* GIVEN INSTRUCTION *
State how many lines in the entries below contain "this". Write nothing but the number.

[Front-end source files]

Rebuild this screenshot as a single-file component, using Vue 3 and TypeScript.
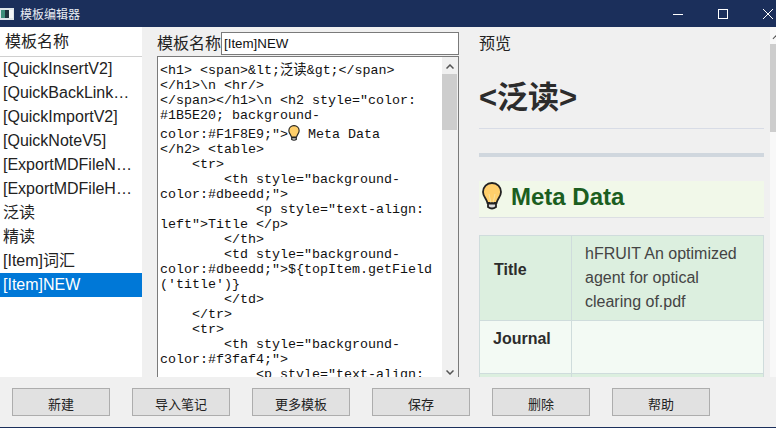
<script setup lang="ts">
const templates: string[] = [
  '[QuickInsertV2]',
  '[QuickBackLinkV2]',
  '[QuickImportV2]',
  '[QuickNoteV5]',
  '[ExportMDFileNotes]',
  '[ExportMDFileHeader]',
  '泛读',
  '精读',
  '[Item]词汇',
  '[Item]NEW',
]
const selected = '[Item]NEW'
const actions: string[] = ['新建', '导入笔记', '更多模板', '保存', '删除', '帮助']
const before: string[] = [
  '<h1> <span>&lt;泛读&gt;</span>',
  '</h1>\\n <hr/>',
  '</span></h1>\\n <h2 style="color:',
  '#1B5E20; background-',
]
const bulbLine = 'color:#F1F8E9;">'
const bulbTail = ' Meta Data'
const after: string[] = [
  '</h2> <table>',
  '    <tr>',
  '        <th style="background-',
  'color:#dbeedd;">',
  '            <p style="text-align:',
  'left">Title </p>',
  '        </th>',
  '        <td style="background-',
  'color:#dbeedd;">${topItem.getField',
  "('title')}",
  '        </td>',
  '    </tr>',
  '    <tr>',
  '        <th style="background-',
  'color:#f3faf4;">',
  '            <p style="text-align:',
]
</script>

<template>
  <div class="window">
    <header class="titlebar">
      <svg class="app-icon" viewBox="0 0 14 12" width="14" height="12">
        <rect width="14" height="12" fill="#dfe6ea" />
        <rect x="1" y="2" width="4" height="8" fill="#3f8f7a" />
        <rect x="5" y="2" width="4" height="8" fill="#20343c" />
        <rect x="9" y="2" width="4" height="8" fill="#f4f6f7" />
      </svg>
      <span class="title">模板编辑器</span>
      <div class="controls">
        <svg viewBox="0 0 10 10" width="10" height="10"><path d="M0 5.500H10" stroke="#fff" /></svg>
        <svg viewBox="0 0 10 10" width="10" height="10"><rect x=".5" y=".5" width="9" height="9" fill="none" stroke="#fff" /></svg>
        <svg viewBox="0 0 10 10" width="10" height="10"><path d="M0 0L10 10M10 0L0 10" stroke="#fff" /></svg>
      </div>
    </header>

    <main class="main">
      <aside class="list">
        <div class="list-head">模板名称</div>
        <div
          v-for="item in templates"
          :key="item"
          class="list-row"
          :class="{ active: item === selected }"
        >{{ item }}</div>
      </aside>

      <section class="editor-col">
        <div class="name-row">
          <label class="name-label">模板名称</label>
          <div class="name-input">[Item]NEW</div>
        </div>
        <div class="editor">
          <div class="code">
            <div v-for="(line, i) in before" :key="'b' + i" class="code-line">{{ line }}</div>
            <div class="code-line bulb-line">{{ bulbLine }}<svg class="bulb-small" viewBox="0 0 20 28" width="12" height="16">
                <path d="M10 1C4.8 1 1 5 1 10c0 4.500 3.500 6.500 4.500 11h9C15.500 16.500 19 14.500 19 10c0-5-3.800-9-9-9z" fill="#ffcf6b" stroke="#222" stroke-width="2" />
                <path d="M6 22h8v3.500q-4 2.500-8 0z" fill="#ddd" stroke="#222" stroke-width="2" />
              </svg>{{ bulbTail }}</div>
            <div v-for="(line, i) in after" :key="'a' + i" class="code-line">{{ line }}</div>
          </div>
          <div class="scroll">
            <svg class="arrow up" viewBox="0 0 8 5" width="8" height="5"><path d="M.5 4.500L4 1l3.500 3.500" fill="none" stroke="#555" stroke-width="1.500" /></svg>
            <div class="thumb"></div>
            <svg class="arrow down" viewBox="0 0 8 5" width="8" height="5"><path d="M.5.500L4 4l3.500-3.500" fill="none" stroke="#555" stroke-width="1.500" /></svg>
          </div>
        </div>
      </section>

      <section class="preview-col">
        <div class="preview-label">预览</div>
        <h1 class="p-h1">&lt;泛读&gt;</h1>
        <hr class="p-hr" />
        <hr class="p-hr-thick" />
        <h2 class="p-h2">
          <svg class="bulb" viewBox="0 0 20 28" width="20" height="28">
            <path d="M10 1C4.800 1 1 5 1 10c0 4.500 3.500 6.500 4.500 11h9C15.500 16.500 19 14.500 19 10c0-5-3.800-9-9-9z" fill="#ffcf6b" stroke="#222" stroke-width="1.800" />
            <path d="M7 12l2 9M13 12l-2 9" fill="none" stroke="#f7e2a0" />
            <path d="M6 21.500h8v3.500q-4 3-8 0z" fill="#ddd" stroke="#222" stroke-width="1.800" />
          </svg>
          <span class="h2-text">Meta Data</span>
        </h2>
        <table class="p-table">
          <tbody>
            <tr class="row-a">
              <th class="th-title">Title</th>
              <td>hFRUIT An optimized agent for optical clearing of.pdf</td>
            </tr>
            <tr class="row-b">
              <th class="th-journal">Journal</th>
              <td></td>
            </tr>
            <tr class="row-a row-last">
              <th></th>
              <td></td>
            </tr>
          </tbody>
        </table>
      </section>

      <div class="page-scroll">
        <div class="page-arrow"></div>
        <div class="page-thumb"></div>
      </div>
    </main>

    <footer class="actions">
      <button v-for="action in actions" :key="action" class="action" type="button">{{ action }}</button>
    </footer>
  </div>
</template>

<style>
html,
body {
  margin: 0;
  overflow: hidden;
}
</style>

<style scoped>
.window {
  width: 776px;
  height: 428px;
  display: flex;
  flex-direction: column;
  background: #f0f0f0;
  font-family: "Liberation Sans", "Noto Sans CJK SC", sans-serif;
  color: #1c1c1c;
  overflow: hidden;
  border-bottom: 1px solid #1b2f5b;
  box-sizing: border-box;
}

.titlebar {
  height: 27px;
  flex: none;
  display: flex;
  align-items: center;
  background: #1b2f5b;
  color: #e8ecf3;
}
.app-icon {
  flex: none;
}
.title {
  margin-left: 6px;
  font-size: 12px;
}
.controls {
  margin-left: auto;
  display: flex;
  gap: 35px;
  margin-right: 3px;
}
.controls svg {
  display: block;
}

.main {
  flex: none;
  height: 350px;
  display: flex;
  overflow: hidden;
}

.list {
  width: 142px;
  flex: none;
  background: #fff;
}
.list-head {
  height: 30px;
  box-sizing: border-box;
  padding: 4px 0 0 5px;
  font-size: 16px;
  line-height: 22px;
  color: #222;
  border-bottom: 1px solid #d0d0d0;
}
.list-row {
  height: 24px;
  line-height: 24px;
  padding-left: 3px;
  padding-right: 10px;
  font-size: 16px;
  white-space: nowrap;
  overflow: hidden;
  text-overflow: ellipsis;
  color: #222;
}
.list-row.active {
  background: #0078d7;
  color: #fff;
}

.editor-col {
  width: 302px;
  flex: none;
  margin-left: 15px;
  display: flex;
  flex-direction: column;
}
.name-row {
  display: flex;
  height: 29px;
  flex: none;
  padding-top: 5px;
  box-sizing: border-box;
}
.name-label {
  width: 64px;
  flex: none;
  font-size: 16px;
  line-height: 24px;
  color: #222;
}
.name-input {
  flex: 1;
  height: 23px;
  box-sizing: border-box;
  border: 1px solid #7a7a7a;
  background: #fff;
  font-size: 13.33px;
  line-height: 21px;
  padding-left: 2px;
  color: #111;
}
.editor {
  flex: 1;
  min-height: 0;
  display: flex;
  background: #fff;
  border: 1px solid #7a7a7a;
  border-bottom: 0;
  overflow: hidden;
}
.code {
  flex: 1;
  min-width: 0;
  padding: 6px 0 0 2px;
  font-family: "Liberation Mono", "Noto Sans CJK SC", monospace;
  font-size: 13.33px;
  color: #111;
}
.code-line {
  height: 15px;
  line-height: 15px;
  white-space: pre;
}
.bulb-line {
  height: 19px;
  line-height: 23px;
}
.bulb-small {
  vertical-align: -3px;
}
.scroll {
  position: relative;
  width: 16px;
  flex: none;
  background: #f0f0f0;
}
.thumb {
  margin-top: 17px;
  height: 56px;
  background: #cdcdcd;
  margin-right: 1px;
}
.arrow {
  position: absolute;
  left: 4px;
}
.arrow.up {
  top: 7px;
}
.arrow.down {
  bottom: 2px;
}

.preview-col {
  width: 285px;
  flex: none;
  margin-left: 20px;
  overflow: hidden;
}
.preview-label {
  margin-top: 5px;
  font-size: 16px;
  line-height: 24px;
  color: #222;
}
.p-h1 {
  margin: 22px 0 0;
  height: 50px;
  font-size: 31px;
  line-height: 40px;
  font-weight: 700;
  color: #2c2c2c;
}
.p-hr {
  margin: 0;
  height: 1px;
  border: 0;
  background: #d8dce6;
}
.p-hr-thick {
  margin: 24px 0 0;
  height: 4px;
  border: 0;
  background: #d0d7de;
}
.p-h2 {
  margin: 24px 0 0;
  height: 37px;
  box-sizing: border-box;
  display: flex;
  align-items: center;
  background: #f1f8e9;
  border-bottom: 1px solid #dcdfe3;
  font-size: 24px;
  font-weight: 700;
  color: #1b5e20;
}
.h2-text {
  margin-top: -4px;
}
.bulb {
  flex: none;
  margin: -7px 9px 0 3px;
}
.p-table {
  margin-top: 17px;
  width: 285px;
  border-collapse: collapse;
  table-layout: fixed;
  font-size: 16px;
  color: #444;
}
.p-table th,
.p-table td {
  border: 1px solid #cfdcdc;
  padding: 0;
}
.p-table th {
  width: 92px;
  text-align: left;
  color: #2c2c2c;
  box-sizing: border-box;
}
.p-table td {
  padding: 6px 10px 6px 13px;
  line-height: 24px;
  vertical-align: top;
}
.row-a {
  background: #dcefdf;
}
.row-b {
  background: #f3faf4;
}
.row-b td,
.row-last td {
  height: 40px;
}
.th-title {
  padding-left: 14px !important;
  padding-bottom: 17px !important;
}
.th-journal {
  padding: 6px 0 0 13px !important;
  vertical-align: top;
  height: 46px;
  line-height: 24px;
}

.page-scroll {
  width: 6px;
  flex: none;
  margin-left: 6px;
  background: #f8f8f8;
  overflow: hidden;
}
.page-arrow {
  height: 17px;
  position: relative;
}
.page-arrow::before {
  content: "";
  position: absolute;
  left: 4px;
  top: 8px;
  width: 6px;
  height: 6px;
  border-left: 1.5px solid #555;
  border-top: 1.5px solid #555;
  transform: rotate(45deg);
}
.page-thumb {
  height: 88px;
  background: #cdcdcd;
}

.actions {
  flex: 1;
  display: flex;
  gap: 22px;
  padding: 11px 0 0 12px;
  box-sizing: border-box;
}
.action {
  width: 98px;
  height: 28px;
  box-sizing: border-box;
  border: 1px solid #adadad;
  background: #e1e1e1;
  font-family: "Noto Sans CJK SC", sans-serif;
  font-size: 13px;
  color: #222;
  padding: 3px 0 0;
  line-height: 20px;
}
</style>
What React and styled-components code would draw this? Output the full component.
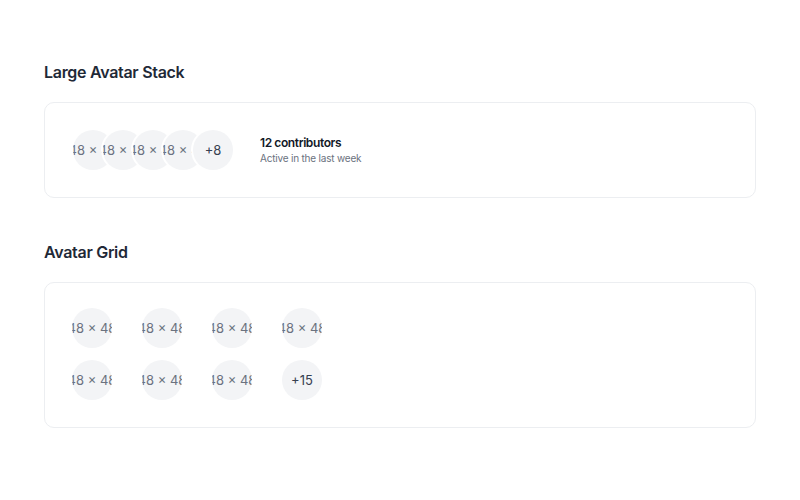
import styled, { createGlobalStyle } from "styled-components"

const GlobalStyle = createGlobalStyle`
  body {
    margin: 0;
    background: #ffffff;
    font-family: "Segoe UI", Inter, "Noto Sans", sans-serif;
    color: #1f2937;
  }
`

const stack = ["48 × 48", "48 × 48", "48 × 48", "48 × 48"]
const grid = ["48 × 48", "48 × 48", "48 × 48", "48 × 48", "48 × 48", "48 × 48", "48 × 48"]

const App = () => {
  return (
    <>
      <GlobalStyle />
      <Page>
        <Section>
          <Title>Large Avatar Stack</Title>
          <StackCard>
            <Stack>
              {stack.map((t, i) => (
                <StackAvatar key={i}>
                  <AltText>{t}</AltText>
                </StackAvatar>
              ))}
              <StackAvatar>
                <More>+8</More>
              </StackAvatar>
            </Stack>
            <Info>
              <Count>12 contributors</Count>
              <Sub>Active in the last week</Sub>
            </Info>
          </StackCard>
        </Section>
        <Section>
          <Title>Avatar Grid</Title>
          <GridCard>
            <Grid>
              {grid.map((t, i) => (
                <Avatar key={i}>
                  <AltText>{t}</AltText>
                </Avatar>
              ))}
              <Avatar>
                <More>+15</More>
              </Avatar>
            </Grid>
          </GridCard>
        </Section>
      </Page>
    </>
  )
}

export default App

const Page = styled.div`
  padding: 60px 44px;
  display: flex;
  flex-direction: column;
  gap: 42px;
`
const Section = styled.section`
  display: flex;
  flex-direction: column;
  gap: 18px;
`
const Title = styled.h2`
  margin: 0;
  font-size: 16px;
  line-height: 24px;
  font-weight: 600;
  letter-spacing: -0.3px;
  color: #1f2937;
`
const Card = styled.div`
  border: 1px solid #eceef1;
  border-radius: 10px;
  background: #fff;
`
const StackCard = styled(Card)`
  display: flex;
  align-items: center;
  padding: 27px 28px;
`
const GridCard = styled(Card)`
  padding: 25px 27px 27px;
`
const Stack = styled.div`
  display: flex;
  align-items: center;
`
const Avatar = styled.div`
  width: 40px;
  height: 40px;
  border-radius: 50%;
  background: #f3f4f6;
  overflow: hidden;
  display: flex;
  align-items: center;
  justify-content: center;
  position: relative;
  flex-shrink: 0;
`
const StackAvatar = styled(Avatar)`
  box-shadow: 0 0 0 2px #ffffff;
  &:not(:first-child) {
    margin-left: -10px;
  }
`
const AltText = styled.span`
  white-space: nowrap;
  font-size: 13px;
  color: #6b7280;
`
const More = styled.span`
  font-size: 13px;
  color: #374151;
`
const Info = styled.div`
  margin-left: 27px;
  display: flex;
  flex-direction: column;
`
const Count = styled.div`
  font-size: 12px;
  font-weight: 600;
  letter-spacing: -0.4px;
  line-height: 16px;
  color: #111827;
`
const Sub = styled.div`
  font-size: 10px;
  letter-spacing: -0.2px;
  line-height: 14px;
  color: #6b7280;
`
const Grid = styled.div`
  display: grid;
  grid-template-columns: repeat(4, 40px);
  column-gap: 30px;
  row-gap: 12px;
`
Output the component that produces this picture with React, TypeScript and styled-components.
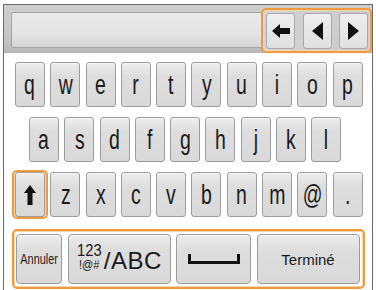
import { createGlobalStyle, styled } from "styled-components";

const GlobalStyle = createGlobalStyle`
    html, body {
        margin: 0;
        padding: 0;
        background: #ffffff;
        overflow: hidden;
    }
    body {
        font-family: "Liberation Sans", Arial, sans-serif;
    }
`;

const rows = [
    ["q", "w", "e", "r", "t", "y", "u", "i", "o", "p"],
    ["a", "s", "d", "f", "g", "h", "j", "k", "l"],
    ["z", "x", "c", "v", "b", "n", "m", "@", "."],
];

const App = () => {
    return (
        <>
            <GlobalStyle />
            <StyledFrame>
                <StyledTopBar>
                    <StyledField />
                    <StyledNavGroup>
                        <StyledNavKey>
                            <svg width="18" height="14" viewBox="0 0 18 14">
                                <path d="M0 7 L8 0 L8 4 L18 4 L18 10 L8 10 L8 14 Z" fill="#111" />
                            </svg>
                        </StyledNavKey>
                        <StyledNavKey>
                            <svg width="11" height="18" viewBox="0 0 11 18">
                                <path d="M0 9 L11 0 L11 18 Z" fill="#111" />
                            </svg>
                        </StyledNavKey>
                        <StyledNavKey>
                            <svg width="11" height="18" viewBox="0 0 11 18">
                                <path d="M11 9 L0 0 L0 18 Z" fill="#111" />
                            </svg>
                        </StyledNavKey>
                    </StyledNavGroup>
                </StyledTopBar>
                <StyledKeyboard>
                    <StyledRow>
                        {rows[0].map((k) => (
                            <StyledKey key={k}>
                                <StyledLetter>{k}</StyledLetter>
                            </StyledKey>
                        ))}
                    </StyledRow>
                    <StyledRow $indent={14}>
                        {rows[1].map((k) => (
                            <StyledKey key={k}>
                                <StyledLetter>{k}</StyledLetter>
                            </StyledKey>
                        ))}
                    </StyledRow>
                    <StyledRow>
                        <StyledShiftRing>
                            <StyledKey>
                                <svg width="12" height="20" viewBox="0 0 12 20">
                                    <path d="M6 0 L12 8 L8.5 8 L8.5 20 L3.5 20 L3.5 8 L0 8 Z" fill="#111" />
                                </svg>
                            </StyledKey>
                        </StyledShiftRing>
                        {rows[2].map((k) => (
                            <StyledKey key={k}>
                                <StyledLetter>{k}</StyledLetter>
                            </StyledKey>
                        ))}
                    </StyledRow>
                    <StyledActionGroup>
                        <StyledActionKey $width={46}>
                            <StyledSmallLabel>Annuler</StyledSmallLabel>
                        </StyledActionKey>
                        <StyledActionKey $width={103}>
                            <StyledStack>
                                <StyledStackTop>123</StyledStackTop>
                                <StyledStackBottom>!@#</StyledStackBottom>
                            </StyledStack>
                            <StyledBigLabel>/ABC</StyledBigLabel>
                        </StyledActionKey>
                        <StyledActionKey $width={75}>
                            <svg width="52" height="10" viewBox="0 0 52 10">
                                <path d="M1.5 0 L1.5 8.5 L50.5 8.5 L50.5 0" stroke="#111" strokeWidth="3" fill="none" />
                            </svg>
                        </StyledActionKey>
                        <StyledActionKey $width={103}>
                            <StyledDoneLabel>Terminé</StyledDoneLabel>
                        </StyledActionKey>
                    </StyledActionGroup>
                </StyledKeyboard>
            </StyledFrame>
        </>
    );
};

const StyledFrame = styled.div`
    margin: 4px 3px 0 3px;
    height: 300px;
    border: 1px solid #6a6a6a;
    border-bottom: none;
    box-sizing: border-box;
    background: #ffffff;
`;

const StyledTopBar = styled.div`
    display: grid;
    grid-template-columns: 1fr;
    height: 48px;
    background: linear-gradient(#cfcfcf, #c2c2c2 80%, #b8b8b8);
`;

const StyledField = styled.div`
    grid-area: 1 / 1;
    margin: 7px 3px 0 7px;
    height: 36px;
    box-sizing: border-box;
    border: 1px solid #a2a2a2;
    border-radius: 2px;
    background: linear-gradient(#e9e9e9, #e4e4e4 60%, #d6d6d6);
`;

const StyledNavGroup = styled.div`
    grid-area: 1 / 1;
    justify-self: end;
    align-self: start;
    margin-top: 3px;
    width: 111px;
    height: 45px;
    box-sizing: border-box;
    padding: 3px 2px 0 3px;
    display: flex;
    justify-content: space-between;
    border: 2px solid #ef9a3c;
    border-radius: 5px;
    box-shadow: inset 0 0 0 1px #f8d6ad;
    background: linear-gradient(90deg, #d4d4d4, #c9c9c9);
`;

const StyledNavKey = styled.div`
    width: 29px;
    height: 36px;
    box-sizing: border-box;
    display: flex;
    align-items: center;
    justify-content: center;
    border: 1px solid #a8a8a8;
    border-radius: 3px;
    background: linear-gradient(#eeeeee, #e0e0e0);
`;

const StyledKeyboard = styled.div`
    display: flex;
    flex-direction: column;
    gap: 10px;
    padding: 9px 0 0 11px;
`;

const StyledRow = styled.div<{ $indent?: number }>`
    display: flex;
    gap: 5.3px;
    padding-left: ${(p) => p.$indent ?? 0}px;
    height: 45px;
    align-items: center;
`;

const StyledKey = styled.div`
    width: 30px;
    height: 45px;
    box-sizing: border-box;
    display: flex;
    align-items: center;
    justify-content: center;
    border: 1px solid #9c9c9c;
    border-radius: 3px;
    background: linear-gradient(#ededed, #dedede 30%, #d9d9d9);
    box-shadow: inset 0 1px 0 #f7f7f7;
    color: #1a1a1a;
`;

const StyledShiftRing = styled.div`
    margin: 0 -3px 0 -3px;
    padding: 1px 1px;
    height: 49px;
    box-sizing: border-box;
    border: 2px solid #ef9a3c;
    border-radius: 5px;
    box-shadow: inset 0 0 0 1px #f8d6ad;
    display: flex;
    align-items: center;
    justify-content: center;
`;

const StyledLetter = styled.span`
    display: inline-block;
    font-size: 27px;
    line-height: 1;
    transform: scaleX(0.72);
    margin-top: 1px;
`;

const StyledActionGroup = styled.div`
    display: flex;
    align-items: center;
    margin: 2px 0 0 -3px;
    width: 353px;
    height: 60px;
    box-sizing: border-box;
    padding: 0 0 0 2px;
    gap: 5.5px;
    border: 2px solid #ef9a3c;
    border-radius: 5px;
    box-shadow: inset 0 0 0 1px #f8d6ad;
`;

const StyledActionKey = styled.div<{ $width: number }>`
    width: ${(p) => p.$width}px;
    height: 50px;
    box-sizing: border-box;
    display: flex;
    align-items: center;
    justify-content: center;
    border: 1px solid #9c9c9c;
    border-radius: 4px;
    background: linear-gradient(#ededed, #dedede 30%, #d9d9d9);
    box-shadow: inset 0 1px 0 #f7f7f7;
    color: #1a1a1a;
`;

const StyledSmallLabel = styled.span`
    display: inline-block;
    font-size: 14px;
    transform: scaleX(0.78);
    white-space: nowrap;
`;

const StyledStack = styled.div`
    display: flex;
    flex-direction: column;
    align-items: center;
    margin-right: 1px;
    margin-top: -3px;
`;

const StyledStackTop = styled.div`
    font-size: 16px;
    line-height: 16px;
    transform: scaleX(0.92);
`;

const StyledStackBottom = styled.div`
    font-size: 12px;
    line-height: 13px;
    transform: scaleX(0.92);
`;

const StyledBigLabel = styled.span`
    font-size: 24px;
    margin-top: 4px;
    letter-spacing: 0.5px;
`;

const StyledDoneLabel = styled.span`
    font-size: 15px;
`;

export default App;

* RESPONSE *
3